Information provided:
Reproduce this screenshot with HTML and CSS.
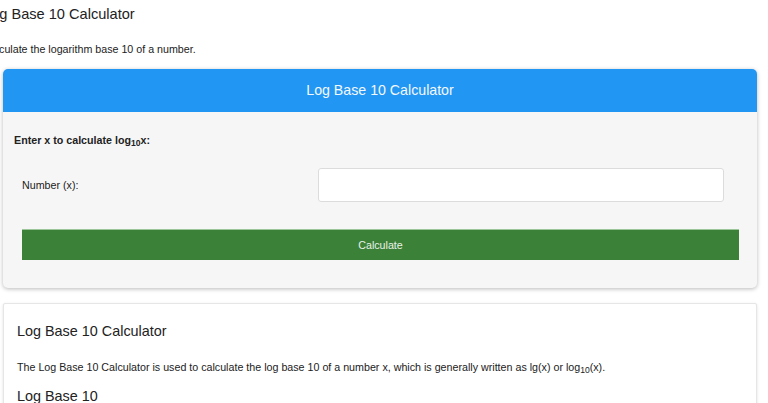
FILE: index.html
```html
<!DOCTYPE html>
<html lang="en">

<head>
     <meta charset="UTF-8" />
     <title>Log Base 10 Calculator</title>
     <meta name="viewport" content="width=device-width, initial-scale=1" />
     <link rel="stylesheet" href="styles.css">
</head>

<body>

     <div class="page">
          <h1 class="page-title">Log Base 10 Calculator</h1>
          <p class="intro">Calculate the logarithm base 10 of a number.</p>

          <div class="calc">
               <div class="calc-head">Log Base 10 Calculator</div>
               <div class="calc-body">
                    <div class="calc-lead">Enter x to calculate log<sub>10</sub>x:</div>
                    <div class="calc-row">
                         <label for="numX">Number (x):</label>
                         <input type="text" id="numX">
                    </div>
                    <button class="calc-btn">Calculate</button>
               </div>
          </div>

          <div class="info">
               <h2>Log Base 10 Calculator</h2>
               <p>The Log Base 10 Calculator is used to calculate the log base 10 of a number x, which is generally written as lg(x) or log<sub>10</sub>(x).</p>
               <h2 class="info-sub">Log Base 10</h2>
          </div>
     </div>

</body>

</html>
```

FILE: styles.css
```css
* {
     box-sizing: border-box;
     margin: 0;
     padding: 0;
}

body {
     font-family: 'Liberation Sans', Arial, sans-serif;
     color: #222;
     background: white;
     overflow: hidden;
}

.page {
     margin: 0 11px 0 3px;
}

.page-title {
     font-size: 14.6px;
     font-weight: normal;
     line-height: 17px;
     padding-top: 6px;
     margin-left: -20px;
}

.intro {
     font-size: 10.7px;
     line-height: 12px;
     margin-top: 20px;
     margin-left: -20px;
}

sub {
     font-size: 0.8em;
     line-height: 0;
     vertical-align: -0.22em;
}

.calc {
     margin-top: 14px;
     border-radius: 5px;
     overflow: hidden;
     background: #f6f6f6;
     box-shadow: 0 1px 4px rgba(0, 0, 0, 0.28);
}

.calc-head {
     background: #2196f3;
     color: #f4f8ff;
     text-align: center;
     font-size: 14.2px;
     height: 43px;
     line-height: 43px;
}

.calc-body {
     padding: 21px 18px 28px 11px;
}

.calc-lead {
     font-size: 10.7px;
     font-weight: bold;
     line-height: 14px;
}

.calc-row {
     display: flex;
     align-items: center;
     margin-top: 21px;
     padding-left: 8px;
     font-size: 10.7px;
}

.calc-row label {
     flex: 1;
}

.calc-row input {
     width: 406px;
     height: 34px;
     margin-right: 15px;
     border: 1px solid #dcdcdc;
     border-radius: 3px;
     background: white;
}

.calc-btn {
     display: block;
     width: calc(100% - 8px);
     margin: 27px 0 0 8px;
     height: 31px;
     background: #3b8238;
     color: #e9f1e8;
     border: none;
     border-top: 1px solid #9cc59a;
     font-family: inherit;
     font-size: 10.7px;
}

.info {
     margin-top: 15px;
     background: white;
     border: 1px solid #e6e6e6;
     box-shadow: 0 1px 3px rgba(0, 0, 0, 0.12);
     padding: 19px 13px 20px;
     border-radius: 2px;
}

.info h2 {
     font-size: 14.4px;
     font-weight: normal;
     line-height: 17px;
}

.info p {
     font-size: 10.7px;
     line-height: 12px;
     margin-top: 21px;
}

.info .info-sub {
     margin-top: 15px;
}
```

Directions: Repeat the data exactly, without the pictures.

Result of the exercise:
Reproduce this screenshot with HTML and CSS.
FILE: index.html
```html
<!DOCTYPE html>
<html lang="en">

<head>
     <meta charset="UTF-8" />
     <title>Log Base 10 Calculator</title>
     <meta name="viewport" content="width=device-width, initial-scale=1" />
     <link rel="stylesheet" href="styles.css">
</head>

<body>

     <div class="page">
          <h1 class="page-title">Log Base 10 Calculator</h1>
          <p class="intro">Calculate the logarithm base 10 of a number.</p>

          <div class="calc">
               <div class="calc-head">Log Base 10 Calculator</div>
               <div class="calc-body">
                    <div class="calc-lead">Enter x to calculate log<sub>10</sub>x:</div>
                    <div class="calc-row">
                         <label for="numX">Number (x):</label>
                         <input type="text" id="numX">
                    </div>
                    <button class="calc-btn">Calculate</button>
               </div>
          </div>

          <div class="info">
               <h2>Log Base 10 Calculator</h2>
               <p>The Log Base 10 Calculator is used to calculate the log base 10 of a number x, which is generally written as lg(x) or log<sub>10</sub>(x).</p>
               <h2 class="info-sub">Log Base 10</h2>
          </div>
     </div>

</body>

</html>
```

FILE: styles.css
```css
* {
     box-sizing: border-box;
     margin: 0;
     padding: 0;
}

body {
     font-family: 'Liberation Sans', Arial, sans-serif;
     color: #222;
     background: white;
     overflow: hidden;
}

.page {
     margin: 0 11px 0 3px;
}

.page-title {
     font-size: 14.6px;
     font-weight: normal;
     line-height: 17px;
     padding-top: 6px;
     margin-left: -20px;
}

.intro {
     font-size: 10.7px;
     line-height: 12px;
     margin-top: 20px;
     margin-left: -20px;
}

sub {
     font-size: 0.8em;
     line-height: 0;
     vertical-align: -0.22em;
}

.calc {
     margin-top: 14px;
     border-radius: 5px;
     overflow: hidden;
     background: #f6f6f6;
     box-shadow: 0 1px 4px rgba(0, 0, 0, 0.28);
}

.calc-head {
     background: #2196f3;
     color: #f4f8ff;
     text-align: center;
     font-size: 14.2px;
     height: 43px;
     line-height: 43px;
}

.calc-body {
     padding: 21px 18px 28px 11px;
}

.calc-lead {
     font-size: 10.7px;
     font-weight: bold;
     line-height: 14px;
}

.calc-row {
     display: flex;
     align-items: center;
     margin-top: 21px;
     padding-left: 8px;
     font-size: 10.7px;
}

.calc-row label {
     flex: 1;
}

.calc-row input {
     width: 406px;
     height: 34px;
     margin-right: 15px;
     border: 1px solid #dcdcdc;
     border-radius: 3px;
     background: white;
}

.calc-btn {
     display: block;
     width: calc(100% - 8px);
     margin: 27px 0 0 8px;
     height: 31px;
     background: #3b8238;
     color: #e9f1e8;
     border: none;
     border-top: 1px solid #9cc59a;
     font-family: inherit;
     font-size: 10.7px;
}

.info {
     margin-top: 15px;
     background: white;
     border: 1px solid #e6e6e6;
     box-shadow: 0 1px 3px rgba(0, 0, 0, 0.12);
     padding: 19px 13px 20px;
     border-radius: 2px;
}

.info h2 {
     font-size: 14.4px;
     font-weight: normal;
     line-height: 17px;
}

.info p {
     font-size: 10.7px;
     line-height: 12px;
     margin-top: 21px;
}

.info .info-sub {
     margin-top: 15px;
}
```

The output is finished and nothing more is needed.